The rise of Bd as a threat to amphibians began in the late 1990s, marking the start of widespread fatalities among frog populations. The discovery of the Bd-infecting virus came as Yacoub and Jason Stajich, a UCR microbiology professor, were analyzing the population genetics of Bd to trace its origins and mutations.

During their research, they employed DNA sequencing technology and identified sequences within the data that did not match Bd’s DNA. 

“We wanted to see how different strains of fungus differ in places like Africa, Brazil, and the U.S., just like people study different strains of COVID-19,” Stajich said. “We realized these extra sequences, when put together, had the hallmarks of a viral genome.” 

This discovery is particularly significant as previous attempts to find viruses associated with Bd had failed, partly due to the fungus’s complex life cycle and the difficulty of studying it in laboratory conditions.

Single-stranded DNA virus

Interestingly, the virus identified is a single-stranded DNA virus, contrasting with the RNA viruses typically found infecting fungi. The presence of the virus in the fungal genome varies, with infected strains displaying different behaviors from those uninfected. 

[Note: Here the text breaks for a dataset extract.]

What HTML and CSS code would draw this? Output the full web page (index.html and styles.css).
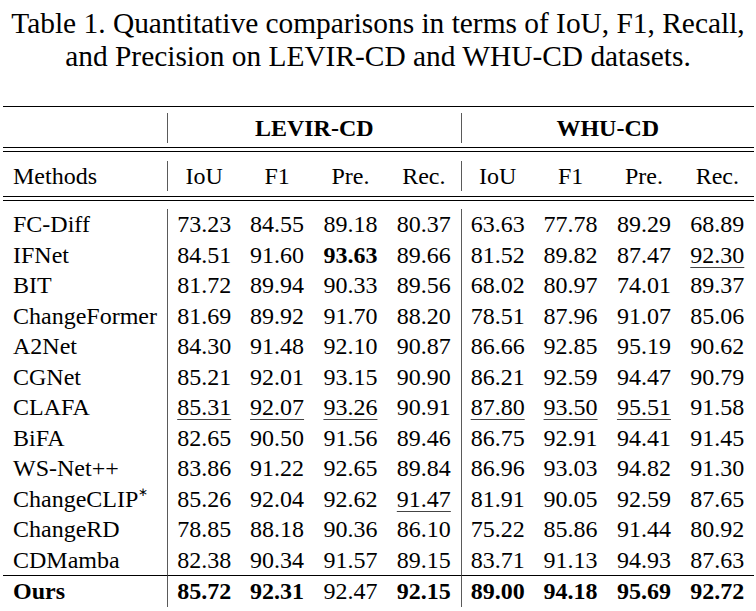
FILE: index.html
```html
<!DOCTYPE html>
<html>
<head>
<meta charset="utf-8">
<link rel="stylesheet" href="styles.css">
</head>
<body>
<div class="page">
  <p class="caption">Table 1. Quantitative comparisons in terms of IoU, F1, Recall,<br>and Precision on LEVIR-CD and WHU-CD datasets.</p>
  <table class="results">
    <colgroup>
      <col class="c-method">
      <col class="c-num"><col class="c-num"><col class="c-num"><col class="c-num">
      <col class="c-num"><col class="c-num"><col class="c-num"><col class="c-num">
    </colgroup>
    <tr class="gap g-top"><td colspan="9"></td></tr>
    <tr class="group">
      <td></td>
      <td colspan="4" class="div">LEVIR-CD</td>
      <td colspan="4" class="div">WHU-CD</td>
    </tr>
    <tr class="gap g-a"><td colspan="9"></td></tr>
    <tr class="double"><td colspan="9"></td></tr>
    <tr class="gap g-b"><td colspan="9"></td></tr>
    <tr class="head">
      <td class="m">Methods</td>
      <td class="div">IoU</td><td>F1</td><td>Pre.</td><td>Rec.</td>
      <td class="div">IoU</td><td>F1</td><td>Pre.</td><td>Rec.</td>
    </tr>
    <tr class="gap g-c"><td colspan="9"></td></tr>
    <tr class="double"><td colspan="9"></td></tr>
    <tr class="gap g-d"><td colspan="9"></td></tr>
    <tr class="row"><td class="m">FC-Diff</td><td class="div">73.23</td><td>84.55</td><td>89.18</td><td>80.37</td><td class="div">63.63</td><td>77.78</td><td>89.29</td><td>68.89</td></tr>
    <tr class="row"><td class="m">IFNet</td><td class="div">84.51</td><td>91.60</td><td><b>93.63</b></td><td>89.66</td><td class="div">81.52</td><td>89.82</td><td>87.47</td><td><span class="u">92.30</span></td></tr>
    <tr class="row"><td class="m">BIT</td><td class="div">81.72</td><td>89.94</td><td>90.33</td><td>89.56</td><td class="div">68.02</td><td>80.97</td><td>74.01</td><td>89.37</td></tr>
    <tr class="row"><td class="m">ChangeFormer</td><td class="div">81.69</td><td>89.92</td><td>91.70</td><td>88.20</td><td class="div">78.51</td><td>87.96</td><td>91.07</td><td>85.06</td></tr>
    <tr class="row"><td class="m">A2Net</td><td class="div">84.30</td><td>91.48</td><td>92.10</td><td>90.87</td><td class="div">86.66</td><td>92.85</td><td>95.19</td><td>90.62</td></tr>
    <tr class="row"><td class="m">CGNet</td><td class="div">85.21</td><td>92.01</td><td>93.15</td><td>90.90</td><td class="div">86.21</td><td>92.59</td><td>94.47</td><td>90.79</td></tr>
    <tr class="row"><td class="m">CLAFA</td><td class="div"><span class="u">85.31</span></td><td><span class="u">92.07</span></td><td><span class="u">93.26</span></td><td>90.91</td><td class="div"><span class="u">87.80</span></td><td><span class="u">93.50</span></td><td><span class="u">95.51</span></td><td>91.58</td></tr>
    <tr class="row"><td class="m">BiFA</td><td class="div">82.65</td><td>90.50</td><td>91.56</td><td>89.46</td><td class="div">86.75</td><td>92.91</td><td>94.41</td><td>91.45</td></tr>
    <tr class="row"><td class="m">WS-Net++</td><td class="div">83.86</td><td>91.22</td><td>92.65</td><td>89.84</td><td class="div">86.96</td><td>93.03</td><td>94.82</td><td>91.30</td></tr>
    <tr class="row"><td class="m">ChangeCLIP<sup class="ast">∗</sup></td><td class="div">85.26</td><td>92.04</td><td>92.62</td><td><span class="u">91.47</span></td><td class="div">81.91</td><td>90.05</td><td>92.59</td><td>87.65</td></tr>
    <tr class="row"><td class="m">ChangeRD</td><td class="div">78.85</td><td>88.18</td><td>90.36</td><td>86.10</td><td class="div">75.22</td><td>85.86</td><td>91.44</td><td>80.92</td></tr>
    <tr class="row"><td class="m">CDMamba</td><td class="div">82.38</td><td>90.34</td><td>91.57</td><td>89.15</td><td class="div">83.71</td><td>91.13</td><td>94.93</td><td>87.63</td></tr>
    <tr class="row ours"><td class="m"><b>Ours</b></td><td class="div"><b>85.72</b></td><td><b>92.31</b></td><td>92.47</td><td><b>92.15</b></td><td class="div"><b>89.00</b></td><td><b>94.18</b></td><td><b>95.69</b></td><td><b>92.72</b></td></tr>
  </table>
</div>
</body>
</html>
```

FILE: styles.css
```css
html, body {
  margin: 0;
  padding: 0;
  background: #ffffff;
}

.page {
  width: 756px;
  font-family: "Liberation Serif", "Times New Roman", serif;
  color: #000;
}

.caption {
  margin: 0;
  padding-top: 7px;
  font-size: 29.4px;
  line-height: 33px;
  text-align: center;
}

.results {
  margin: 33px 0 0 3px;
  width: 751px;
  table-layout: fixed;
  border-collapse: separate;
  border-spacing: 0;
  border-top: 1.5px solid #000;
  font-size: 24px;
}

.c-method { width: 164px; }
.c-num { width: 73.375px; }

.results td {
  padding: 0;
  text-align: center;
  white-space: nowrap;
}

.results td.m {
  text-align: left;
  padding-left: 10px;
}

.results td.div {
  border-left: 1px solid #5a5a5a;
}

.gap td {
  font-size: 0;
  line-height: 0;
}

.g-top td { height: 5.5px; }
.g-a td { height: 4.5px; }
.g-b td { height: 9px; }
.g-c td { height: 5.5px; }
.g-d td { height: 8.5px; }

.double td {
  height: 2.6px;
  border-top: 1.2px solid #000;
  border-bottom: 1.2px solid #000;
  font-size: 0;
  line-height: 0;
}

.group td,
.head td {
  height: 30px;
  line-height: 30px;
}

.group td {
  font-weight: bold;
}

.row td {
  height: 30.5px;
  line-height: 30.5px;
}

.ours td {
  border-top: 1.3px solid #000;
}

.u {
  text-decoration: underline;
  text-decoration-thickness: 1px;
  text-underline-offset: 4px;
  text-decoration-color: #444;
}

.ast {
  font-size: 12px;
  line-height: 0;
  vertical-align: 11px;
}
```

“When these strains possess the virus they produce fewer spores, so it spreads more slowly. But they also might become more virulent, killing frogs faster,” Stajich explained.

The next steps involve cloning the virus to see if artificially infecting Bd strains could lead to reduced spore production. This distinction between infected and uninfected fungal strains emphasizes the need for comprehensive studies across multiple strains.

Amphibians may evolve resistance to the fungus

The research team is now focused on understanding how the virus infects the fungus and penetrates its cells, crucial knowledge for potentially engineering the virus to aid amphibians. 

Additionally, there’s hope that, similar to some emerging resistance to COVID-19, amphibians might slowly build immunity to Bd. 

“Like with COVID, there is a slow buildup of immunity. We are hoping to assist nature in taking its course,” Yacoub concluded, highlighting the potential for natural resistance alongside scientific intervention to combat this deadly fungal pathogen.

More about global amphibian pandemic

The global amphibian pandemic caused by the Batrachochytrium dendrobatidis (Bd) fungus. Its spread has been facilitated by global trade and environmental changes, affecting diverse ecosystems across continents.

Bd fungus

First identified in the late 1990s, the Bd fungus has since been recognized as one of the most devastating pathogens to biodiversity. It thrives in cool, moist environments, making mountainous regions particularly vulnerable. The disease disrupts the electrolyte balance and skin functions in amphibians, leading to heart failure and death.


Efforts to combat the pandemic have included breeding programs in biosecure facilities, reintroduction of species to their natural habitats with improved resistance or reduced pathogen presence, and environmental management to reduce the impact of the disease. 

Despite these efforts, the chytridiomycosis pandemic continues to pose a significant threat to amphibian populations, highlighting the challenges of managing disease in wild populations and the need for global conservation initiatives.

The study is published in the journal Current Biology.